Editorial El Comercio

El que termina hoy fue un año perdido en más de un sentido. Desde el punto de vista económico, las últimas estimaciones apuntan a una contracción del PBI respecto del año anterior. Con ello, la tasa de pobreza probablemente se haya incrementado, y es difícil encontrar un solo indicador de actividad productiva que haya tenido un desempeño adecuado en los últimos 12 meses.

Pero el que se va fue también un año para el olvido en términos de institucionalidad. La abrupta salida del expresidente Pedro Castillo luego de su golpe de Estado en diciembre del 2022 abrió espacio para recuperar parte de lo perdido durante su administración. Las expectativas se orientaban a deshacer el copamiento del sector público, mejorar la relación con el sector privado, y sobre todo devolver a la ciudadanía la sensación de un Perú que –pese a sus limitaciones– progresa. Sin embargo, muy poco de eso fue posible este 2023. No hay duda de que la situación es mejor que cuando se tenía a una organización delictiva dirigiendo el destino del país, pero el deterioro político se mantiene por ya varios años consecutivos.

El 2023, de hecho, empezó con una serie de los enfrentamientos más violentos de la historia reciente del Perú a causa del golpe fallido de Castillo. Las heridas que dejaron aún no están cerca de cicatrizar. Este remezón le marcó la cancha a un Ejecutivo y Legislativo que de inmediato intuyeron que necesitaban el uno del otro si querían permanecer en sus posiciones hasta el 2026. En sus respectivas debilidades y antagonismos –en la última encuesta de Datum para El Comercio, el 85% de la población desaprueba la gestión de la presidenta , y el 88%, la del Congreso– han encontrado causa de unidad.

Este pacto tácito basado en baja popularidad implica por lo menos dos asuntos gruesos. El primero es que no se puede esperar demasiado atrevimiento del Gobierno ni del Congreso en empujar reformas sustanciales, o por lo menos en defender lo avanzado. Más fácil –y políticamente rentable– les resulta ceder decisiones a movimientos de presión organizados en sectores como transportes, educación o presupuesto.
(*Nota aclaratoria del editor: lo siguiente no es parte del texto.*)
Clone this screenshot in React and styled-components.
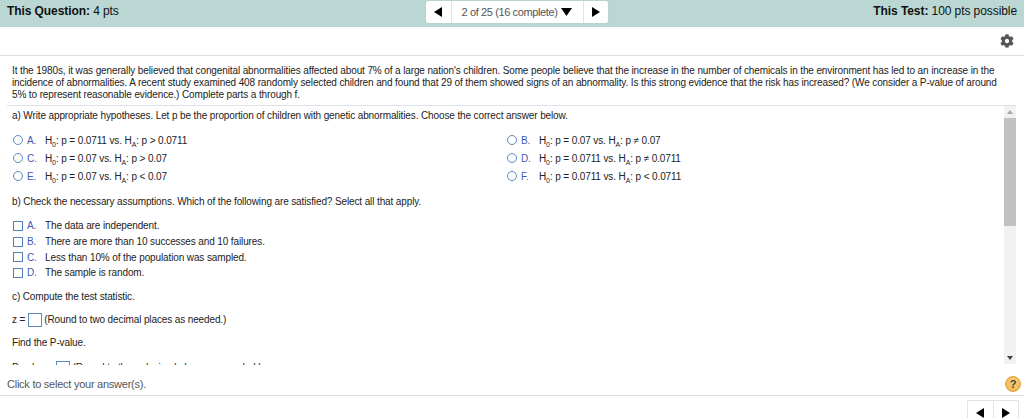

El segundo es que, como en cualquier relación de mutua dependencia, se han reducido los incentivos para presionar, fiscalizar y amonestar a la contraparte. El resultado es un equilibrio estable en el que solo progresan los intereses subalternos.

El deterioro se ha extendido también a otras instancias. En los últimos meses, el Ministerio Público y la Junta Nacional de Justicia han estado en el ojo de la tormenta. Guerras internas y con otras instancias del aparato público han profundizado el desprestigio de toda la clase política, y hecho mucho más impredecible el panorama general.

La ciudadanía, por su lado, ha empezado a mostrar signos evidentes de hartazgo durante el 2023. Con una mezcla de resignación y cinismo, la opinión pública crecientemente se sacude las noticias de los enfrentamientos políticos –aun los de más alto nivel– como otro capítulo de una historia entre pillos de uno u otro bando que no guarda mayor relación con su vida diaria. Y lo peor es que podría no faltar razón en este razonamiento.

Este 2024 empezará con mucha mayor estabilidad que el año anterior. Para bien o para mal, las actuales cabezas de los poderes del Estado deberían durar al menos dos años y medio más. Y si en el camino descubren que el trabajo conjunto no significa encubrimiento mutuo sino empuje por objetivos nacionales, el país tendrá la oportunidad de perfilarse mejor hacia la siguiente justa electoral.